Lowering the Burden of Proof
The jury was properly charged that it could only find Appellant guilty if the State proved
each element of the crime beyond a reasonable doubt. Appellant contends, however, that the
prosecutor asked the jury to apply a different standard when he made this argument:
So when you go back there and after you deliberate and after you talk about it, if
you go back there and you say, ‘You know what, I think it happened.’ If you say,
‘I think it happened,’ that means you believe it happened. At that point, stop.

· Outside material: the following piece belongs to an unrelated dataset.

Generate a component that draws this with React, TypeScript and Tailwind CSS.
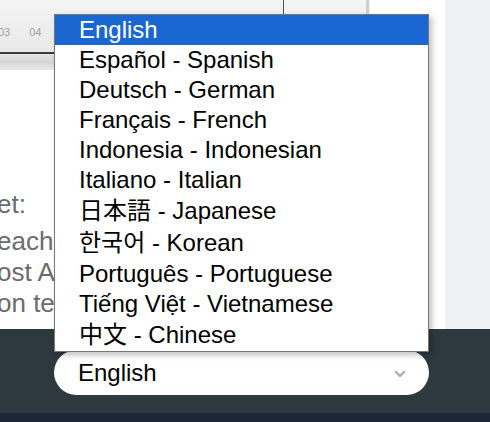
import { ChevronDown } from 'lucide-react';

const languages = [
  { label: 'English', cjk: false },
  { label: 'Español - Spanish', cjk: false },
  { label: 'Deutsch - German', cjk: false },
  { label: 'Français - French', cjk: false },
  { label: 'Indonesia - Indonesian', cjk: false },
  { label: 'Italiano - Italian', cjk: false },
  { label: '日本語 - Japanese', cjk: true },
  { label: '한국어 - Korean', cjk: true },
  { label: 'Português - Portuguese', cjk: false },
  { label: 'Tiếng Việt - Vietnamese', cjk: false },
  { label: '中文 - Chinese', cjk: true },
];

const font = {
  fontFamily: '"Liberation Sans", Arial, "Noto Sans CJK JP", "Noto Sans CJK KR", sans-serif',
};

export default function App() {
  return (
    <div className="relative w-[490px] h-[422px] overflow-hidden flex flex-col" style={font}>
      {/* Page body */}
      <div className="flex h-[329px] shrink-0">
        <div className="w-[445px] bg-white flex flex-col overflow-hidden">
          {/* Timeline picture at the top */}
          <div className="shrink-0 w-[370px] h-[52px] bg-gradient-to-b from-[#f4f4f4] to-[#e9e9e9] flex items-end pb-[12px] relative">
            <div className="flex gap-[19px] -ml-[2px] text-[11px] text-[#a0a0a0]">
              <span>03</span>
              <span>04</span>
            </div>
            <div className="absolute left-[283px] top-0 h-full w-px bg-[#555]" />
            <div className="absolute left-[366px] top-0 h-full w-[3px] bg-[#cfcfcf]" />
          </div>
          <div className="shrink-0 w-[370px] h-[2px] bg-[#3a3a3a]" />
          <div className="shrink-0 w-[370px] h-[16px] bg-gradient-to-b from-[#e6e6e6] via-[#d4d4d4] to-[#ececec]" />

          {/* Article text, mostly hidden behind the menu */}
          <div className="shrink-0 mt-[119px] -ml-[3px] text-[26px] leading-[31px] text-[#6b6b6b]">
            <p className="mb-[6px]">et:</p>
            <p>each</p>
            <p>ost A</p>
            <p>on te</p>
          </div>
        </div>
        <div className="flex-1 bg-[#eff0f4]" />
      </div>

      {/* Footer */}
      <div className="shrink-0 h-[84px] bg-[#2e393f] pt-[21px] pl-[54px]">
        <div className="w-[375px] h-[45px] bg-white rounded-full flex items-center justify-between pl-[24px] pr-[21px]">
          <span className="text-[24px] text-black">English</span>
          <ChevronDown className="w-[16px] h-[16px] text-[#aaaaaa] mt-[2px]" strokeWidth={3.5} />
        </div>
      </div>
      <div className="shrink-0 h-[9px] bg-[#1b2636]" />

      {/* Open language menu */}
      <div className="absolute left-[54px] top-[14px] w-[375px] bg-white border border-[#777] shadow-[3px_3px_6px_rgba(0,0,0,0.25)]">
        {languages.map((lang, i) => (
          <div
            key={lang.label}
            className={`pl-[24px] text-[24px] whitespace-nowrap ${
              lang.cjk ? 'h-[32px] leading-[31px]' : 'h-[30px] leading-[29px]'
            } ${i === 0 ? 'bg-[#1a67d2] text-white' : 'text-black'}`}
          >
            {lang.label}
          </div>
        ))}
      </div>
    </div>
  );
}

A jury of course could believe that “it happened” by a preponderance of the evidence, or
even by clear and convincing evidence, but still not be obligated to “stop” and render a guilty
verdict. See Abbott v. State, 196 S.W.3d 334, 344 (Tex.App.--Waco 2006, pet ref’d)(finding
similar closing argument was improper, but noting it did not merit reversal). Only if the State
proved each element beyond a reasonable doubt should the jury “stop” and fill out the verdict form.
Nonetheless, we conclude any error in the argument does not merit reversal. Appellant
properly objected that a juror’s “I think” belief is not the same as “I believe beyond a reasonable
doubt.” While the trial judge overruled the objection, the judge immediately reminded the jury
that “the burden of proof in all criminal cases in the State of Texas is beyond a reasonable doubt.
You, individually and collectively, will make the definition of beyond a reasonable doubt and
nobody else.” When the prosecutor resumed his argument, he acknowledged that the State needed
to prove its case beyond a reasonable doubt, and the State could not tell the jurors what that meant.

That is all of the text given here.